Posted June 3, 2021
It has been a year since city council declared a housing and homelessness emergency, and the pandemic has only exacerbated the crisis. Here, we talk with Marie Lourdes Garnier, a leader with Acorn, a national network of organizations that lobbies for social and economic justice. Garnier says the problem isn’t a lack of awareness but a lack of political will among the city’s decision makers.
How did you get involved with Acorn?
I first got involved in Montreal in 2012. In September 2020, I was elected to Acorn’s national board as the representative for Ottawa. I used to be a part of social-justice movements in Haiti, and ever since working with Acorn here, I feel better. The people that Acorn represents, whether they are seniors or low-income, have the right to live like any other citizen. Especially in Canada, where we have some of the best living conditions in the world.
Have you been able to work through the pandemic?
Before the pandemic, I worked on call at a child-care centre, but once the pandemic hit, I was no longer getting shifts — because of my age and my health situation, I am at higher risk for COVID-19. So it has been very difficult because I cannot work but I have to pay the same rent, and my cost of living — for medications, vitamins, trying to buy healthy food — is the same.
I am not alone. Other people in my building [an Ottawa Community Housing building for seniors] are going through the same thing. People are receiving eviction notices, and my neighbours are scared. We are being harassed for rent payments during COVID. It’s added stress and pressure during an already stressful time.

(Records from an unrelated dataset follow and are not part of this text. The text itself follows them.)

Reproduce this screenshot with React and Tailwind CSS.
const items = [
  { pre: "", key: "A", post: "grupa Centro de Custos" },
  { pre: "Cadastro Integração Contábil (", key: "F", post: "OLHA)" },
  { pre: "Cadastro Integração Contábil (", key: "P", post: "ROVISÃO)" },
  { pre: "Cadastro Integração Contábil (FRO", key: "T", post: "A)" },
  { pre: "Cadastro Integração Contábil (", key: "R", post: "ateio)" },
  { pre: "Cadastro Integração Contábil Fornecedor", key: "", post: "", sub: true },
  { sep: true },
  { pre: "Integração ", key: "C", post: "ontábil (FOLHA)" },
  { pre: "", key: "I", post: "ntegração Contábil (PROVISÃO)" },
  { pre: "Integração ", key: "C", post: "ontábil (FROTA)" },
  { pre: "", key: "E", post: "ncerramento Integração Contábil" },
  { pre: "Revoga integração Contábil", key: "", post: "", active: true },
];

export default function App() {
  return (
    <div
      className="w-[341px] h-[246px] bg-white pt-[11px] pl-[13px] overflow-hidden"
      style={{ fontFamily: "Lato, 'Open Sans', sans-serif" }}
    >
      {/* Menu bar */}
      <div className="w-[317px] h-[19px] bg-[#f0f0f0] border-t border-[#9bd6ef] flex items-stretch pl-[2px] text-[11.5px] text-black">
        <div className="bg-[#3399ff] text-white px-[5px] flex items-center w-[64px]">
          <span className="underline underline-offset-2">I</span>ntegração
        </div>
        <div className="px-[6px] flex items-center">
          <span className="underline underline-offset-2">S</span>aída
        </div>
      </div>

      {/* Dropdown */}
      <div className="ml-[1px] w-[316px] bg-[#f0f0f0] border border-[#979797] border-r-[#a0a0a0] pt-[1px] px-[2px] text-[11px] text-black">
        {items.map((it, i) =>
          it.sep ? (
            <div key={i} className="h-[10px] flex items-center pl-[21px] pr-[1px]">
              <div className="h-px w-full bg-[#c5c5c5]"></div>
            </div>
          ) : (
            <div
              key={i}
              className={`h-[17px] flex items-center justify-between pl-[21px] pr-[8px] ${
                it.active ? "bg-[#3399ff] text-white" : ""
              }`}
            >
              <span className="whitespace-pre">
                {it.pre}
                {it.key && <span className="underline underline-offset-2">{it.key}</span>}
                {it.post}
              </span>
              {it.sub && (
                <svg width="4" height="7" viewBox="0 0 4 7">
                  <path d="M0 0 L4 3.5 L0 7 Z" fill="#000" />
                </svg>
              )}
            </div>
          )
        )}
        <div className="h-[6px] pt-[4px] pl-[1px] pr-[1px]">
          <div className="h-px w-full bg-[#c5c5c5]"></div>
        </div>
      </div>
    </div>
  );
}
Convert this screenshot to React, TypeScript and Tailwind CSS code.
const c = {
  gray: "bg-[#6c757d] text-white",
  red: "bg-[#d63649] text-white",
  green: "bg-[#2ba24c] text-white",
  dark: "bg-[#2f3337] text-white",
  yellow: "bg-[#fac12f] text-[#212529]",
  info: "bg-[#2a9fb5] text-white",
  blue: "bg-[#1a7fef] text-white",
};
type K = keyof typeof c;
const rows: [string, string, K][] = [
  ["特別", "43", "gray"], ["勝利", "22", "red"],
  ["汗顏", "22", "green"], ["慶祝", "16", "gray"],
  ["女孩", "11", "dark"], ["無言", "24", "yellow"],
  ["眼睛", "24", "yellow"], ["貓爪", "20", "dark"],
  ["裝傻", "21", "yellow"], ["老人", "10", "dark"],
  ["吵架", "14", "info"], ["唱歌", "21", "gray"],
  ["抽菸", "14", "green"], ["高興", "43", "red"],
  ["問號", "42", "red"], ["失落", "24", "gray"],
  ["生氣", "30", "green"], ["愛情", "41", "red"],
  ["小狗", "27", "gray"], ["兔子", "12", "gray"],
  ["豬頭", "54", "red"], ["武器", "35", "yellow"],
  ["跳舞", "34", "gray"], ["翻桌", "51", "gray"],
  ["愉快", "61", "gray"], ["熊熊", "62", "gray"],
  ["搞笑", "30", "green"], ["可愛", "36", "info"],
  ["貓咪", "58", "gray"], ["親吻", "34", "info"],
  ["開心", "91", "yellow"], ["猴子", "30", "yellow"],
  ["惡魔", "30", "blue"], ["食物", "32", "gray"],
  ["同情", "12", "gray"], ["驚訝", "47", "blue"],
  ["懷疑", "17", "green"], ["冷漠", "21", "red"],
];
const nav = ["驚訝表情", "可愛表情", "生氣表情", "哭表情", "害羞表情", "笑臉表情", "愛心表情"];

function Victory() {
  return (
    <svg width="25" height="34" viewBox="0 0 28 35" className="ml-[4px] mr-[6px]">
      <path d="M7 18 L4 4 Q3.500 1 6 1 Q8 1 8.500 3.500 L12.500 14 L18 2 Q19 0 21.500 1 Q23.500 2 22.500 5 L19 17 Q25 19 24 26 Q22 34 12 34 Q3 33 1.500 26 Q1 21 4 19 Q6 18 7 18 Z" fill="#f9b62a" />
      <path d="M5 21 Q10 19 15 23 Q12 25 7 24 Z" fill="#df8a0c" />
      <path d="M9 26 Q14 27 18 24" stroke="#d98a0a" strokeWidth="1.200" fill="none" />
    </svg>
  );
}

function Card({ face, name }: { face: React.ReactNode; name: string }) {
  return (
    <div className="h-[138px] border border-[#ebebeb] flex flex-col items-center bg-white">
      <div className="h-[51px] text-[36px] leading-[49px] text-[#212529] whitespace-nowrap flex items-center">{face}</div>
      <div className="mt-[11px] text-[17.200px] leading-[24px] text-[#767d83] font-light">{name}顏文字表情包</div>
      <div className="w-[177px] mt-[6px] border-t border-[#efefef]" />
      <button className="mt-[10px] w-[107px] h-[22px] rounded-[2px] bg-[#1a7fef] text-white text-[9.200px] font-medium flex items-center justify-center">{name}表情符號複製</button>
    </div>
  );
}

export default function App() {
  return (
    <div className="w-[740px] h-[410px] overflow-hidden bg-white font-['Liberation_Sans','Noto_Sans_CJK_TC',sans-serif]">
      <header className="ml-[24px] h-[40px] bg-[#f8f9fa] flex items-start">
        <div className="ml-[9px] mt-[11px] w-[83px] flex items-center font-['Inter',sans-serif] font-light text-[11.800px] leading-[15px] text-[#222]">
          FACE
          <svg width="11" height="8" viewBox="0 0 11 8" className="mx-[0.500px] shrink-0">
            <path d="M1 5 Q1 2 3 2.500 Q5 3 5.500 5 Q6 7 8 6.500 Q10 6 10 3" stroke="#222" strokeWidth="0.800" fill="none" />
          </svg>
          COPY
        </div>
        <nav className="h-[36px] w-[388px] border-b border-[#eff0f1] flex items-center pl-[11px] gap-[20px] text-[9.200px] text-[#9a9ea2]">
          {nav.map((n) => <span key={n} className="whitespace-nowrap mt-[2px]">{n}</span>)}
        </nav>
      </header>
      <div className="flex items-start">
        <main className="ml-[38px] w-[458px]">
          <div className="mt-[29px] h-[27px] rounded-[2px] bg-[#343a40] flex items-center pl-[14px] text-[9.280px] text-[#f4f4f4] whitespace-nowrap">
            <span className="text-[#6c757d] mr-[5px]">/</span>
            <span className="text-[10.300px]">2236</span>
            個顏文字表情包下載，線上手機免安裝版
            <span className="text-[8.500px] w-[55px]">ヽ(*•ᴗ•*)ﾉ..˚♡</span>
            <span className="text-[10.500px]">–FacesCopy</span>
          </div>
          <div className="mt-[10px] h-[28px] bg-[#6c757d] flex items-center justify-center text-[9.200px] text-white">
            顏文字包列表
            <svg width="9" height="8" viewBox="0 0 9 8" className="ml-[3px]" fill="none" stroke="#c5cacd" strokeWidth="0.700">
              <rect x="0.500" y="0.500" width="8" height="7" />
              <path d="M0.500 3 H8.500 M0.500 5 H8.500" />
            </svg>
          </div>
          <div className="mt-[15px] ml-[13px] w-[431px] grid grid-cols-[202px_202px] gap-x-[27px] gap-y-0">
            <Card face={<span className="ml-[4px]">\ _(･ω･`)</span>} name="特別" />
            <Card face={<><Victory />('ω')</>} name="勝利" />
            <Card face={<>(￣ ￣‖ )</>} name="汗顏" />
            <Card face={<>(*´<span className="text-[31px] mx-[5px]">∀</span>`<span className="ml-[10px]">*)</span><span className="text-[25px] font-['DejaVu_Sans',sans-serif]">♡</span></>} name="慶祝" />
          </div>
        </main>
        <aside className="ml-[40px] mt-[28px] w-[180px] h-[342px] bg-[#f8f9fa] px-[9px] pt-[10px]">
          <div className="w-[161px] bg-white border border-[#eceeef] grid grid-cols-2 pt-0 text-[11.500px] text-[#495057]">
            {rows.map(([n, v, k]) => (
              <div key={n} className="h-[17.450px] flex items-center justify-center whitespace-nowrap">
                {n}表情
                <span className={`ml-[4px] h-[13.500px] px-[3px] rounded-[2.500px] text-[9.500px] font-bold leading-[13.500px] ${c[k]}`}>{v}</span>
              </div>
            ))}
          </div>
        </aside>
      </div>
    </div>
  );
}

Have you ever had to ask for help with rent?
I was late for one month’s rent after I had eye surgery. I didn’t try to ask for help — I didn’t know exactly what I would need to do. Municipal rent banks exist in other cities in Ontario, and it should be part of a long-term strategy to prevent homelessness. Acorn has been calling on the city of Ottawa to offer non-repayable grants to tenants during the pandemic so that they can pay first and last month’s rent and avoid eviction. Currently, the city does offer some financial assistance for low-income tenants, but the income cut-off to qualify is very, very low.

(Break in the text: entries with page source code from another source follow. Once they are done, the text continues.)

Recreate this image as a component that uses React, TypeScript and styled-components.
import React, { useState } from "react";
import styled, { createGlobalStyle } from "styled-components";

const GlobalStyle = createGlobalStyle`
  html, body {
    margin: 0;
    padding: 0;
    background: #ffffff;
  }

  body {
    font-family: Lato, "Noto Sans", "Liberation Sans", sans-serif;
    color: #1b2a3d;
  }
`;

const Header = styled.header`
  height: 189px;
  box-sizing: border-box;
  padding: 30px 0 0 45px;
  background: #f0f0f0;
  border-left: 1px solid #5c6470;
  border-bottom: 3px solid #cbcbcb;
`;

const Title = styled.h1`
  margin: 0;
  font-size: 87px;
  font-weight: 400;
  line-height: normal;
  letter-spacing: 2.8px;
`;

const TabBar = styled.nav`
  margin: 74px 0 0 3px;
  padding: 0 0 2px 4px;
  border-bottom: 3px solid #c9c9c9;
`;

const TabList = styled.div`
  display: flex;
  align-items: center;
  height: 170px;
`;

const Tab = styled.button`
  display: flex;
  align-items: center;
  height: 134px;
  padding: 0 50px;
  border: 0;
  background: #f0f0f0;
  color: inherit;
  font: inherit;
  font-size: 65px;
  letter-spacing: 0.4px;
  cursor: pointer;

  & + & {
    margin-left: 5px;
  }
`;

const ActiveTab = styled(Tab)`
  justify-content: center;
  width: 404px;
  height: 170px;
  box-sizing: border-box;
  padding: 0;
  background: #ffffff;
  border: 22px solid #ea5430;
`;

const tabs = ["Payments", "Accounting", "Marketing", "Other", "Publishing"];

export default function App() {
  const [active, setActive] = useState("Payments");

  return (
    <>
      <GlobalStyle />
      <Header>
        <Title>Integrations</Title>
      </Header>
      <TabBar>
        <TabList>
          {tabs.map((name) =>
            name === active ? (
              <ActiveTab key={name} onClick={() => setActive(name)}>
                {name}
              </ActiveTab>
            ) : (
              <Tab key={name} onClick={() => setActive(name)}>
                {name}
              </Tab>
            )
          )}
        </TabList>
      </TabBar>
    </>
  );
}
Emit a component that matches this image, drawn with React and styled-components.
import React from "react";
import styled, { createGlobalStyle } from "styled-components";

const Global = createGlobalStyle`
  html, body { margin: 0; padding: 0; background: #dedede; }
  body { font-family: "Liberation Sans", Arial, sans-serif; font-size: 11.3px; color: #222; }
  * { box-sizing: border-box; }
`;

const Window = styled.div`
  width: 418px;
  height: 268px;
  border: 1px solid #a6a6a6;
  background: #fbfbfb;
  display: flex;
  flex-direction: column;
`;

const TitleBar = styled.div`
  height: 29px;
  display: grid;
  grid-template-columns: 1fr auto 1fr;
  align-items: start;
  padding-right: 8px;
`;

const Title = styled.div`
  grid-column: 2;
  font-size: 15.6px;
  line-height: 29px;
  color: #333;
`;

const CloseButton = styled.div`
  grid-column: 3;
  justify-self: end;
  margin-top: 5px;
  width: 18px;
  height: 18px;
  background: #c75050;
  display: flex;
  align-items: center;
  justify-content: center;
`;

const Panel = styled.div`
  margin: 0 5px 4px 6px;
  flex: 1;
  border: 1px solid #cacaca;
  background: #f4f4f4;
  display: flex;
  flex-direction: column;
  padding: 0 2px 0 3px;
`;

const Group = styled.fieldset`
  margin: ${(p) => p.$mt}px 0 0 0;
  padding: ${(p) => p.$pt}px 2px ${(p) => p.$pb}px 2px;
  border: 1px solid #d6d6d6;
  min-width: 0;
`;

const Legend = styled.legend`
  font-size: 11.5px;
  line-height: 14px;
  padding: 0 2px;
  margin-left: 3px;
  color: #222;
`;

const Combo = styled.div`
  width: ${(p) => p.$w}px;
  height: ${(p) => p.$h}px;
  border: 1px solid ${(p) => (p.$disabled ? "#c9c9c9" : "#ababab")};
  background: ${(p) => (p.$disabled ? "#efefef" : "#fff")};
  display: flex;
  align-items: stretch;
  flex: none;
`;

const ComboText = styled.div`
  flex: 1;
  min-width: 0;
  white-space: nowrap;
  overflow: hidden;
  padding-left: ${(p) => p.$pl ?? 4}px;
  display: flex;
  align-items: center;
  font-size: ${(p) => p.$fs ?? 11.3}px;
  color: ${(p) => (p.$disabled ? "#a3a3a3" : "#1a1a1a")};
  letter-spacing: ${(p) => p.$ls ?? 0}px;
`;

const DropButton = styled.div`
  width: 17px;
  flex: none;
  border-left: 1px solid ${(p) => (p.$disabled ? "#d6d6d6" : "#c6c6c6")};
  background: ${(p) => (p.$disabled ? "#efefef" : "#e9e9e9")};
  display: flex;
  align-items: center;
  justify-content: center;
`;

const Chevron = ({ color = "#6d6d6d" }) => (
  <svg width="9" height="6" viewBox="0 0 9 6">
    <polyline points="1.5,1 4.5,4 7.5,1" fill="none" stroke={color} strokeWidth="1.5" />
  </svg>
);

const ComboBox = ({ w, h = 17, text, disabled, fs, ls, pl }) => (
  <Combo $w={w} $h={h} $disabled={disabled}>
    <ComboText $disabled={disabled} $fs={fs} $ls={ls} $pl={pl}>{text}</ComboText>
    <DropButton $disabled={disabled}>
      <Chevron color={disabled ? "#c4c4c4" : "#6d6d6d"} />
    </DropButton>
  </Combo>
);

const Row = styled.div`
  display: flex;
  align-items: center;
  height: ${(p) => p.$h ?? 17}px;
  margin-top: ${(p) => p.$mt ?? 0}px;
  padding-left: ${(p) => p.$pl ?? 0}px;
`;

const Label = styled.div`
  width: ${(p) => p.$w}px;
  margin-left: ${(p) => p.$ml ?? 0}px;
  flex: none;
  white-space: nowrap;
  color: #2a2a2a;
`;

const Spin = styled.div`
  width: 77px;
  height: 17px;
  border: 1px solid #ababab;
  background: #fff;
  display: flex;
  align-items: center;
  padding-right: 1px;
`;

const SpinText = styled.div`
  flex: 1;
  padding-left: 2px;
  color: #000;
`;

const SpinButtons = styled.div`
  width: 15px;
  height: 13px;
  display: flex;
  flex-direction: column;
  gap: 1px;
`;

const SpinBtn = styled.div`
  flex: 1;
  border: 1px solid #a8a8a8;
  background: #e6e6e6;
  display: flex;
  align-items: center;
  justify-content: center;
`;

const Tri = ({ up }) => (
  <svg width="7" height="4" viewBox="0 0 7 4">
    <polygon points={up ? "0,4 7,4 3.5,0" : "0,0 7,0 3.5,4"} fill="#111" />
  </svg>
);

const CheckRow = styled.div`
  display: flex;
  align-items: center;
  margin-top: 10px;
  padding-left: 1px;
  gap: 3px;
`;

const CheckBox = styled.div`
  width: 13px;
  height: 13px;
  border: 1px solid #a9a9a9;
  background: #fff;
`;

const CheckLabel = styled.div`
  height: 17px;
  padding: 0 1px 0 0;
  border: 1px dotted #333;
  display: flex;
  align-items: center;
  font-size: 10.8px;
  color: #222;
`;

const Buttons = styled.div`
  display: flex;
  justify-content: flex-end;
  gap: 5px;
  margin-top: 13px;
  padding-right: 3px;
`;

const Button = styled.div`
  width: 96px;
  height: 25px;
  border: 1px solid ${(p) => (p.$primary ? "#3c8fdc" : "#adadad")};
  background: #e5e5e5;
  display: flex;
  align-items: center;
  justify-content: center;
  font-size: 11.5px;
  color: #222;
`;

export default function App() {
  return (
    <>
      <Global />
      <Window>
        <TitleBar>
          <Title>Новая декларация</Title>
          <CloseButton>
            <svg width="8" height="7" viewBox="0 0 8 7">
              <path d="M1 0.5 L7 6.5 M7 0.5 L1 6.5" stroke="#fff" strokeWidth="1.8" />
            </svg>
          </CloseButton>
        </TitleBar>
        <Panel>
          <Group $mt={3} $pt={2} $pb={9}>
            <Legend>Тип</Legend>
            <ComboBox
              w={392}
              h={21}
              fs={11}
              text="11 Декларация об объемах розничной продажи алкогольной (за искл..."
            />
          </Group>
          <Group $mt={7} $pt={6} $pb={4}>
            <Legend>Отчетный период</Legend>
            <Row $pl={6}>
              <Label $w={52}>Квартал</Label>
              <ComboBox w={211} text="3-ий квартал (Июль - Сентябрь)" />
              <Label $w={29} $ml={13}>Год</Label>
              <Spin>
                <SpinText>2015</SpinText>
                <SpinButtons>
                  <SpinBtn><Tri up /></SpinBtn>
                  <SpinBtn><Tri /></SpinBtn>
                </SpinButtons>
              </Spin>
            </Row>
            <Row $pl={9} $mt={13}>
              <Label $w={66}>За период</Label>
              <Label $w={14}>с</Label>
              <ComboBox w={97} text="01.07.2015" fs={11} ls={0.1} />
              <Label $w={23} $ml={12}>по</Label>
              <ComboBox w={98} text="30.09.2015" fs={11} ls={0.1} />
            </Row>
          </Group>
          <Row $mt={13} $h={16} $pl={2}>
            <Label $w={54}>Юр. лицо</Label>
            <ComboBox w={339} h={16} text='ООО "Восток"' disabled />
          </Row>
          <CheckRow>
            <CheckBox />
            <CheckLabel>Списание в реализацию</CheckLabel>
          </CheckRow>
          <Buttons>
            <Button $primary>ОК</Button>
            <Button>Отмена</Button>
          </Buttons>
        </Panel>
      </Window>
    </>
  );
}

What is missing from the conversation around affordable housing?
The pandemic has made more people realize that housing and homelessness are huge issues, but we need more than conversations — we need action. The provincial ban on evictions is almost over, and evictions have still been happening throughout the pandemic. It’s only going to get worse. There is a lot that the city can do. More needs to be done about real estate investment trusts — corporate landlords continue to buy low-cost housing and turn it into luxury housing. We saw this with Herongate. We need strong inclusionary zoning, and we need to prevent “reno-victions” to prevent the loss of affordable housing. A rent bank would help, as would inclusionary zoning.
At this point, affordable-housing issues aren’t just affecting low-income people, but middle-income people as well. City council says they sympathize. The only thing that is stopping us from progress on these issues is the lack of political will.